In the world of physics, calculating exactly how that wind hits every single bead, bounces off, and then hits its neighbors is a nightmare. If you try to do the math for every single bead at once, your computer would need more memory than exists on Earth and would take longer than the age of the universe to finish.
This paper presents a clever new "shortcut" to solve this problem. Here is how it works, broken down into simple concepts:
1. The Problem: The "Too Many Neighbors" Dilemma
Think of the metasurface as a massive crowd of people (the beads).
- The Old Way: To know how the wind affects one person, you have to calculate how it affects everyone else in the crowd and how they push back. If there are 2,000 people, you have to do 4 million calculations just for one moment. If there are 2 million people, the math explodes.

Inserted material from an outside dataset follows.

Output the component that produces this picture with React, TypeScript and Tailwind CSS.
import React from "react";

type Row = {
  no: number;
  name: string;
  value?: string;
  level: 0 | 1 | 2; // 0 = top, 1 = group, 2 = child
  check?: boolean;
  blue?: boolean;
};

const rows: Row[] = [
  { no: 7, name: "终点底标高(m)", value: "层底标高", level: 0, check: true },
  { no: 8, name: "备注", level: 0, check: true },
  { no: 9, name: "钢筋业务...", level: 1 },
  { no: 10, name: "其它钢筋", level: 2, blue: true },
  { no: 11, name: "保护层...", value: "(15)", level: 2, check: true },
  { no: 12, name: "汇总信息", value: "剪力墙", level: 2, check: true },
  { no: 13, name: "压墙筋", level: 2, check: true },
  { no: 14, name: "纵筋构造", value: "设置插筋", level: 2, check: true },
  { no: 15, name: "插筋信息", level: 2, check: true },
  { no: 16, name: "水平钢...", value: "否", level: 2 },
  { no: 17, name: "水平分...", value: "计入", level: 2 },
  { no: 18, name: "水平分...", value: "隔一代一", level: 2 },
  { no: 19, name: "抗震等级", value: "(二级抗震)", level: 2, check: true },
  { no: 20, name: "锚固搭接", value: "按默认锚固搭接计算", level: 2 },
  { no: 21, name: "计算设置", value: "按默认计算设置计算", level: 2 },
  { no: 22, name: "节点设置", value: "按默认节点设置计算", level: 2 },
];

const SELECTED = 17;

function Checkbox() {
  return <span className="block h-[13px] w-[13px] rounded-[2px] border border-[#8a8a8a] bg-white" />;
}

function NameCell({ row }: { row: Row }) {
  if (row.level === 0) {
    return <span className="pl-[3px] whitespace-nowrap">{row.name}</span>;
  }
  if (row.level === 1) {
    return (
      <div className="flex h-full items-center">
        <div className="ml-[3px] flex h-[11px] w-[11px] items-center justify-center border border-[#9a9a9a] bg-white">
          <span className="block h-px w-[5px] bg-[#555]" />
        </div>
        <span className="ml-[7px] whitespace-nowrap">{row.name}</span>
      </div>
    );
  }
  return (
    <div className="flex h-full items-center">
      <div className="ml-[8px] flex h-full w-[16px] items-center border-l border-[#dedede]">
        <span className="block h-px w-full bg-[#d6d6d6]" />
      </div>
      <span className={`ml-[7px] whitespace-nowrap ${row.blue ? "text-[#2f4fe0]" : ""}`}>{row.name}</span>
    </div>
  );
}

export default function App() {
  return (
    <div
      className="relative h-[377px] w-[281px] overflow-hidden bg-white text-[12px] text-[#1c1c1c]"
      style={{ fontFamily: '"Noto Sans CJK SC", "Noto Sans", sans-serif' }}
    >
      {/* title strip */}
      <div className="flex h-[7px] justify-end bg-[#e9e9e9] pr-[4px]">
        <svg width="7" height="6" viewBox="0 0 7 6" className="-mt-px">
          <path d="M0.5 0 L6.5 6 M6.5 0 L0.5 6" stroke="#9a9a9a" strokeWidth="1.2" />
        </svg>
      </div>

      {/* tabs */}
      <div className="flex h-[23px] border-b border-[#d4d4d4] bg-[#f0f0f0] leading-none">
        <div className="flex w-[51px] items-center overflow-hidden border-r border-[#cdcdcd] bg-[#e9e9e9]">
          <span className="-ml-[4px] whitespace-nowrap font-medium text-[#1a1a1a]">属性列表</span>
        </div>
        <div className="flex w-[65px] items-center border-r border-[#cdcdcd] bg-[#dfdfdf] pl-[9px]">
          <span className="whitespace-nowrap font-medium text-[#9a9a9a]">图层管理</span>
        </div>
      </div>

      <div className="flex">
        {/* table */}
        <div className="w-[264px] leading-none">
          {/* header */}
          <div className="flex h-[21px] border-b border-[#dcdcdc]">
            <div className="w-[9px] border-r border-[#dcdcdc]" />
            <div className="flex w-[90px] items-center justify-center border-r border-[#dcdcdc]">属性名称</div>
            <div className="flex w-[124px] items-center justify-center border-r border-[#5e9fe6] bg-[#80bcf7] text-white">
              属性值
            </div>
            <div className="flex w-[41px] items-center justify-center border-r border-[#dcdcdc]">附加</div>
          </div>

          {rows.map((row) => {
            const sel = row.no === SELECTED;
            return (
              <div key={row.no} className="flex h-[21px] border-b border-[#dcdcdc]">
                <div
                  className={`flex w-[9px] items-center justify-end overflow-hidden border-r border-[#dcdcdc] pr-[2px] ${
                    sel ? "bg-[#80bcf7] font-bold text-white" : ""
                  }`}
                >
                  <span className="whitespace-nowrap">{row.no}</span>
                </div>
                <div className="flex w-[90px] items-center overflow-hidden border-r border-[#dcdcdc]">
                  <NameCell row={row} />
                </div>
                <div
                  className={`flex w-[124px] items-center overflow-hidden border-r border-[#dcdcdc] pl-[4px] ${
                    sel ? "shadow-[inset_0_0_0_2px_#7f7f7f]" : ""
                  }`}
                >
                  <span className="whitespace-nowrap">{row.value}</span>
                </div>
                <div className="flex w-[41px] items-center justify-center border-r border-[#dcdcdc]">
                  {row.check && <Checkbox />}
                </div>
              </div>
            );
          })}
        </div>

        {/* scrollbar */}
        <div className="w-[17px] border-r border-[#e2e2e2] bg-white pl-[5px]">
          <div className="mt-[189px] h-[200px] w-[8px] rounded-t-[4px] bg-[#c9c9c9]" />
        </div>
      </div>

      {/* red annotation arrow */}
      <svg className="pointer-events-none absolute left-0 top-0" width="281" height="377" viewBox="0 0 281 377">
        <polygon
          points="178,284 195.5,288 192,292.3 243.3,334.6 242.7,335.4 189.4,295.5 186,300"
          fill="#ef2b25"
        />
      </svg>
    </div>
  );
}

- The Limitation: Traditional computers get stuck because they try to remember every single interaction, like trying to memorize every conversation in a stadium at once.

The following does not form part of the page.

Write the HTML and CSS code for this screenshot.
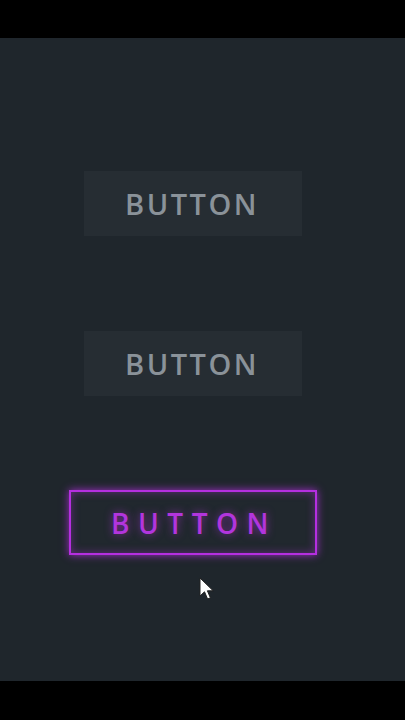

2. The Solution: The "Smart Grouping" Strategy
The authors developed a method called QR-Recursive Compression. Let's break that scary name down into a party analogy:
The "Near" vs. "Far" Rule:
Imagine you are at a party.- Near Neighbors: The people standing right next to you. You have to talk to them individually, face-to-face. This is hard work, but necessary.
- Far Neighbors: The people across the room. You don't need to hear every word they say. You just need to know the general "vibe" or the average noise level they are making.
- The Trick: The new method realizes that interactions between "far" groups of beads are simple and repetitive. You don't need the full, detailed math for them; you can summarize them with a tiny, compressed note.
The "Recursive" Zoom:
The method doesn't just look at the whole room once. It uses a recursive approach, which is like using a zoom lens on a camera.- Zoom Out: Look at the whole crowd. Group them into big blocks. Compress the interactions between blocks that are far apart.
- Zoom In: Look at a specific block. Split it into smaller groups. Compress the interactions between those smaller groups.
- Zoom All the Way In: Keep zooming until you are looking at individual beads. At this point, you calculate the exact math for the people standing right next to each other.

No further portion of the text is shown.